Writing in the latest issue of the journal Science, experts including Sharon M. Friedman of Lehigh University say that President Obama's Blue Ribbon Commission on America's Nuclear Future is not focusing enough on the social and political acceptability of possible solutions. "While scientific and technical analyses are essential, they will not and arguably should not carry the day unless they address, substantively and procedurally, the issues that concern the public," the experts write.
Composed of science and technology experts and several former politicians, the presidential commission "appears to be overlooking what social scientists have learned over 20 years about public perception of, and response to, the risks of nuclear wastes," according to Friedman, professor of journalism and communication and director of the Science and Environmental Writing Program at Lehigh.
Friedman has been studying risk communication about nuclear issues since 1979 when she was a consultant to the President's Commission on the Accident at Three Mile Island. She has also served as a member of several National Academies' committees that have studied nuclear waste and radiation health effects issues.
"The issues around nuclear waste storage need to be evaluated in a transparent and cooperative environment between technical experts and the public," says Friedman. "Communicating with people about risks from radioactive waste is extremely difficult. You can't see or smell radiation, you don't know what it will do to you, and dangers from various exposure levels are hard to explain.

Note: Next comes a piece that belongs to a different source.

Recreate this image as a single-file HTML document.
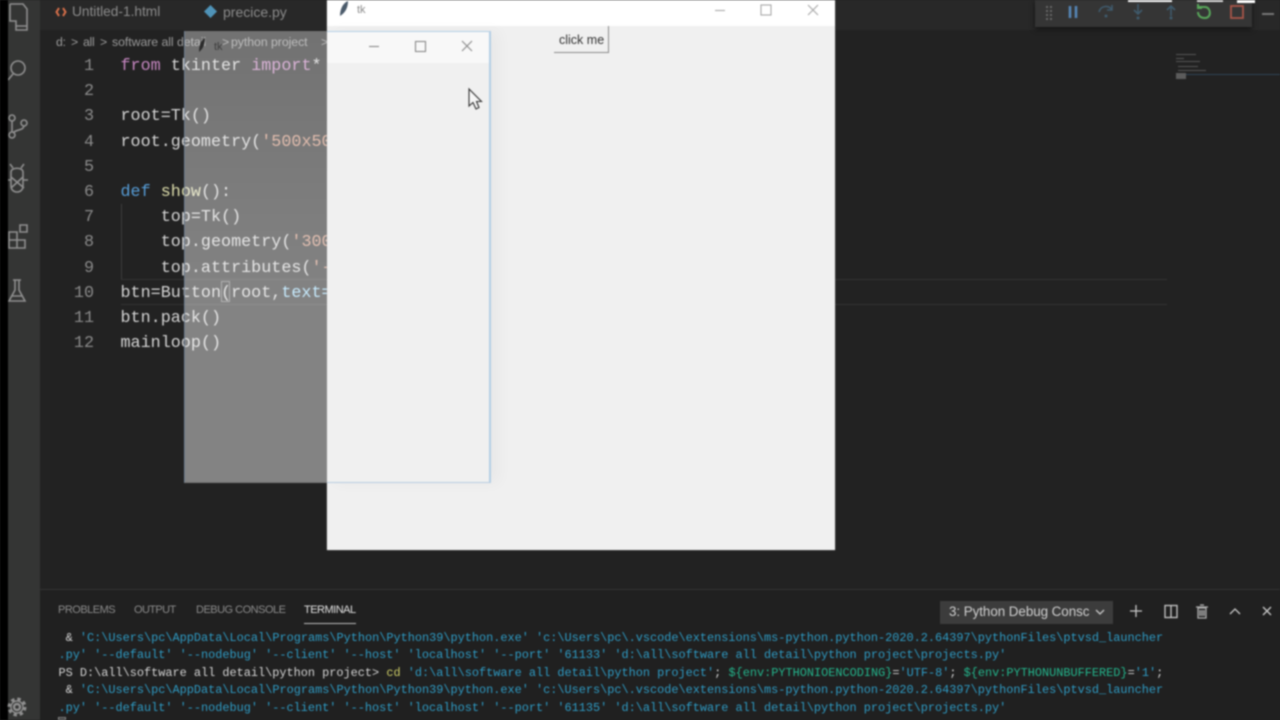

All of this instills fear in people and works against public acceptability of proposed solutions for disposing of nuclear waste.
"A number of social science studies have already addressed how nuclear waste issues can impact communities and shape policy around these issues. This knowledge should not be wasted but used instead to help find solutions," Friedman says.
The Science paper comes while a "nuclear renaissance" has more than 50 reactors under construction in the world and another 100-plus planned over the next decade. Meanwhile, some 60,000 tons of high-level waste has accumulated in the United States without a successful waste-disposal program.
The paper goes on to say, "Addressing the relevant social issues does not guarantee success, but ignoring them increases the chances of repeating past failures, like Yucca Mountain." Highly controversial, Yucca Mountain was designated as the nation's main nuclear waste repository by Congress in 1982, but President Obama withdrew its funding and asked that its licensing application be withdrawn.